We can work around this by switching to runlevel 5. This will have us launch the desktop environment “properly” via GDM, rather than the buggy xfce script.

sudo systemctl isolate graphical.target

But from GDM, logging in to any desktop environment hangs: gnome, gnome-classic, lxde, plasma, xfce. At this point I spent a fairly ridiculous amount of time troubleshooting a problem that is not much of a problem.

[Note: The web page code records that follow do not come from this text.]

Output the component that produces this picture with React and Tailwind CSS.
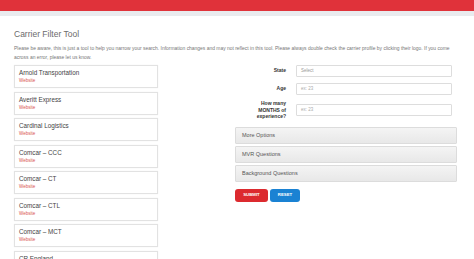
export default function App() {
  const carriers = [
    "Arnold Transportation",
    "Averitt Express",
    "Cardinal Logistics",
    "Comcar – CCC",
    "Comcar – CT",
    "Comcar – CTL",
    "Comcar – MCT",
    "CR England",
  ];
  return (
    <div className="w-[474px] h-[259px] overflow-hidden bg-white font-['Liberation_Sans',Arial,sans-serif]">
      <div className="h-[11px] bg-[#e0323a]" />
      <div className="h-[5px] bg-[#e9ebee]" />
      <div className="pl-[14px] pr-[14px]">
        <h1 className="mt-[13px] text-[8.5px] leading-[11px] text-[#6b6b6b]">Carrier Filter Tool</h1>
        <p className="mt-[5px] text-[4.95px] leading-[8.5px] text-[#777] w-[440px]">
          Please be aware, this is just a tool to help you narrow your search. Information changes and may not reflect in this tool. Please always double check the carrier profile by clicking their logo. If you come across an error, please let us know.
        </p>
        <div className="mt-[3px] flex">
          <div className="w-[144px] flex flex-col gap-[3.5px]">
            {carriers.map((c) => (
              <div key={c} className="h-[23px] border border-[#e2e2e2] shadow-[0_0_1px_rgba(0,0,0,0.08)] pl-[4px] pt-[3px]">
                <div className="text-[6.3px] leading-[8px] text-[#444]">{c}</div>
                <div className="text-[4.5px] leading-[7px] text-[#d9534f]">Website</div>
              </div>
            ))}
          </div>
          <div className="ml-[77px] w-[222px] flex flex-col">
            <div className="flex items-center h-[12px]">
              <div className="w-[51px] text-right text-[5px] font-bold text-[#333]">State</div>
              <div className="ml-[10px] w-[156px] h-[12px] border border-[#ddd] rounded-[1px] flex items-center pl-[4px] text-[4.5px] text-[#999]">Select</div>
            </div>
            <div className="mt-[6px] flex items-center h-[12px]">
              <div className="w-[51px] text-right text-[5px] font-bold text-[#333]">Age</div>
              <div className="ml-[10px] w-[156px] h-[12px] border border-[#ddd] rounded-[1px] flex items-center pl-[4px] text-[4.5px] text-[#aaa]">ex: 23</div>
            </div>
            <div className="mt-[5px] flex items-center h-[20px]">
              <div className="w-[51px] text-right text-[5px] leading-[6.5px] font-bold text-[#333]">How many<br />MONTHS of<br />experience?</div>
              <div className="ml-[10px] w-[156px] h-[12px] border border-[#ddd] rounded-[1px] flex items-center pl-[4px] text-[4.5px] text-[#aaa]">ex: 23</div>
            </div>
            <div className="mt-[7px] flex flex-col gap-[2px]">
              {["More Options", "MVR Questions", "Background Questions"].map((t) => (
                <div key={t} className="h-[17px] border border-[#dcdcdc] rounded-[1px] bg-gradient-to-b from-[#f4f4f4] to-[#e8e8e8] flex items-center pl-[6px] text-[5.5px] text-[#555]">{t}</div>
              ))}
            </div>
            <div className="mt-[7px] flex gap-[2px]">
              <div className="w-[33px] h-[13px] rounded-[3px] bg-[#dc2a2f] flex items-center justify-center text-[4.3px] font-bold text-white">SUBMIT</div>
              <div className="w-[30px] h-[13px] rounded-[3px] bg-[#1a82d3] flex items-center justify-center text-[4.3px] font-bold text-white">RESET</div>
            </div>
          </div>
        </div>
      </div>
    </div>
  );
}
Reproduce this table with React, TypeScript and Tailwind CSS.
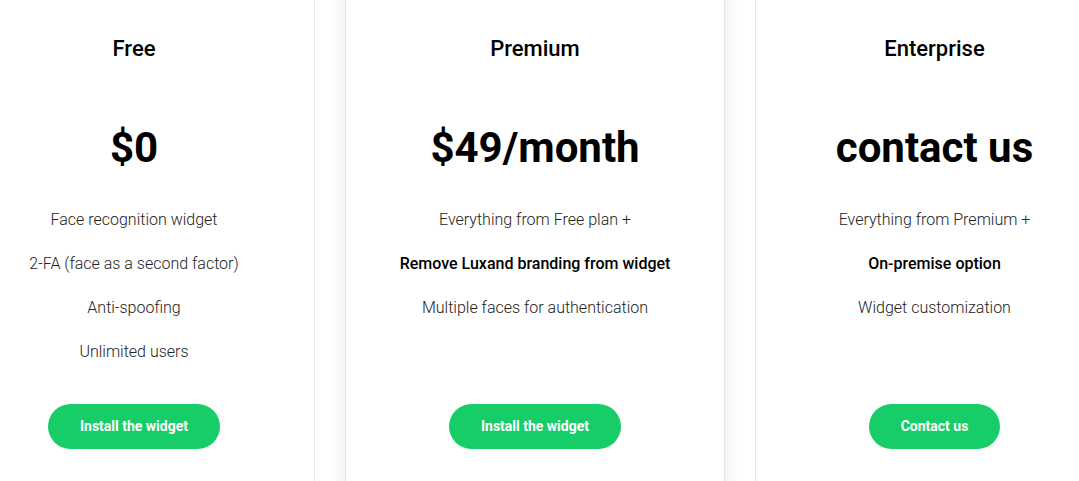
import React from "react";

type Plan = {
  title: string;
  price: string;
  features: { text: string; bold?: boolean }[];
  cta: string;
};

const plans: Plan[] = [
  {
    title: "Free",
    price: "$0",
    features: [
      { text: "Face recognition widget" },
      { text: "2-FA (face as a second factor)" },
      { text: "Anti-spoofing" },
      { text: "Unlimited users" },
    ],
    cta: "Install the widget",
  },
  {
    title: "Premium",
    price: "$49/month",
    features: [
      { text: "Everything from Free plan +" },
      { text: "Remove Luxand branding from widget", bold: true },
      { text: "Multiple faces for authentication" },
    ],
    cta: "Install the widget",
  },
  {
    title: "Enterprise",
    price: "contact us",
    features: [
      { text: "Everything from Premium +" },
      { text: "On-premise option", bold: true },
      { text: "Widget customization" },
    ],
    cta: "Contact us",
  },
];

function PlanBody({ plan }: { plan: Plan }) {
  return (
    <div className="flex flex-col items-center pt-[55px]">
      <h3 className="h-7 text-[22px] leading-7 font-medium text-black">{plan.title}</h3>
      <div className="mt-[60px] h-[50px] text-[42px] leading-[50px] font-bold text-black whitespace-nowrap">
        {plan.price}
      </div>
      <ul className="mt-[35px] flex h-[176px] flex-col items-center gap-5">
        {plan.features.map((f) => (
          <li
            key={f.text}
            className={
              f.bold
                ? "text-base leading-6 font-medium text-black whitespace-nowrap"
                : "text-base leading-6 font-light text-[#222] whitespace-nowrap"
            }
          >
            {f.text}
          </li>
        ))}
      </ul>
      <button className="mt-5 h-[45px] rounded-full bg-[#16cd68] px-8 text-sm leading-[45px] font-bold text-white">
        {plan.cta}
      </button>
    </div>
  );
}

export default function App() {
  return (
    <div
      className="h-[481px] w-[1079px] overflow-hidden bg-white"
      style={{ fontFamily: "Roboto, 'Noto Sans', Arial, sans-serif" }}
    >
      <div className="-mt-5 -ml-[46px] flex h-[521px] items-stretch">
        <div className="w-[361px] shrink-0 border-r border-[#e2e6ee]">
          <PlanBody plan={plans[0]} />
        </div>
        <div className="ml-[30px] w-[380px] shrink-0 border-x border-[#e4e6ee] bg-white shadow-[0_0_16px_rgba(30,40,80,0.10)]">
          <PlanBody plan={plans[1]} />
        </div>
        <div className="ml-[30px] w-[358px] shrink-0 border-l border-[#e2e6ee]">
          <PlanBody plan={plans[2]} />
        </div>
      </div>
    </div>
  );
}
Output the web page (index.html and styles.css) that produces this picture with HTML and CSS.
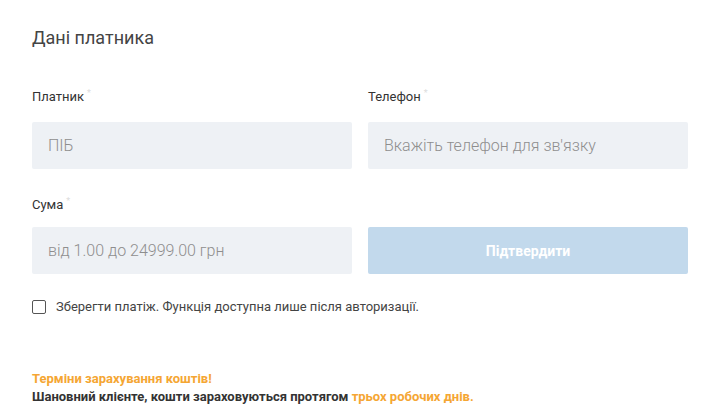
FILE: index.html
```html
<!DOCTYPE html>
<html lang="uk">
<head>
<meta charset="utf-8">
<link rel="stylesheet" href="styles.css">
</head>
<body>
<div class="page">
  <h2 class="title">Дані платника</h2>
  <div class="grid">
    <div class="field">
      <label class="label">Платник<span class="req">*</span></label>
      <div class="input placeholder">ПІБ</div>
    </div>
    <div class="field">
      <label class="label">Телефон<span class="req">*</span></label>
      <div class="input placeholder">Вкажіть телефон для зв'язку</div>
    </div>
    <div class="field row2">
      <label class="label">Сума<span class="req">*</span></label>
      <div class="input placeholder">від 1.00 до 24999.00 грн</div>
    </div>
    <div class="field row2 field-btn">
      <button class="btn">Підтвердити</button>
    </div>
  </div>
  <div class="check">
    <span class="box"></span>
    <span class="check-text">Зберегти платіж. Функція доступна лише після авторизації.</span>
  </div>
  <div class="note">
    <div class="note-title">Терміни зарахування коштів!</div>
    <div class="note-text">Шановний клієнте, кошти зараховуються протягом <span class="accent">трьох робочих днів.</span></div>
  </div>
</div>
</body>
</html>
```
FILE: styles.css
```css
* { box-sizing: border-box; }
html, body { margin: 0; padding: 0; background: #fff; }
body { font-family: Roboto, "Noto Sans", Arial, sans-serif; color: #333; }
.page { padding: 26px 28px 0 32px; width: 716px; }
.title { margin: 0; font-size: 18px; font-weight: 400; color: #444; line-height: 24px; }
.grid { display: grid; grid-template-columns: 320px 320px; column-gap: 16px; margin-top: 38px; }
.field { display: flex; flex-direction: column; }
.label { font-size: 13px; line-height: 18px; color: #333; height: 18px; margin-bottom: 16px; }
.req { color: #ddd; font-size: 9px; vertical-align: top; margin-left: 3px; position: relative; top: -4px; }
.input { height: 47px; background: #eef1f5; border-radius: 2px; padding: 0 16px; display: flex; align-items: center; font-size: 16px; font-weight: 300; }
.placeholder { color: #8e8e8e; }
.row2 { margin-top: 27px; }
.row2 .label { margin-bottom: 13px; }
.field-btn { justify-content: flex-end; }
.btn { height: 47px; width: 100%; border: 0; border-radius: 2px; background: #c2d9ec; color: #fff; font-family: inherit; font-size: 14px; font-weight: 700; }
.check { display: flex; align-items: center; margin-top: 25px; gap: 10px; }
.box { width: 14px; height: 14px; border: 1px solid #555; border-radius: 2px; flex: none; }
.check-text { font-size: 13px; color: #444; line-height: 16px; }
.note { margin-top: 55px; font-size: 13px; font-weight: 700; line-height: 18px; }
.note-title { color: #f5a633; }
.note-text { color: #333; }
.accent { color: #f5a633; }
```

A test user can login just fine, suggesting a user config issue. I began playing whack-a-mole with dot-files and dot-directories. None of the usual suspects like .cache, .config, .local, helped. In fact nothing helped, until I eliminated the .ssh directory, which I left for near last because really?

Keychain.

I have been using the keychain ssh agent manager for years, initializing out of .bashrc. Keychain prompts for the entry of passphrases for encrypted ssh keys, and it would appear that when loading a desktop environment from GDM, these prompts cause the hang. Not necessarily surprising. If those passphrases are entered prior, such as in runlevel 3 before loading GDM, all is fine (though if you wanted to load directly into runlevel 5 at boot, you are stuck). This is an issue in Fedora 28 as well (and probably earlier), though I never ran into it since loading directly into XFCE with startxfce4 works just fine regardless of prompts.

Ultimately I experienced the problem because in a rush to troubleshoot the problem, I skipped passphrase entry, which caused the problem I was rushing… to… troubleshoot…

On a final note, this appears to be the end of working 32-bit eclipse from RPM. Fedora 29 ships with mostly-broken eclipse-4.10.0 “2018-12.” The UI throws up “eclipse java.lang.NoSuchMethodError: gObjectClass_finalize” with almost every click, and it seems as though there is no longer any planned support for 32-bit from the project: https://bugs.eclipse.org/bugs/show_bug.cgi?id=536766.

Trying tarball packages, I had to back all the way down to eclipse-4.7.3a “oxygen” (the same that ships with Fedora 28), as both eclipse-4.9 “2018-09” and eclipse-4.8 “photon” throw that same error. Another nail in the coffin for 32-bit.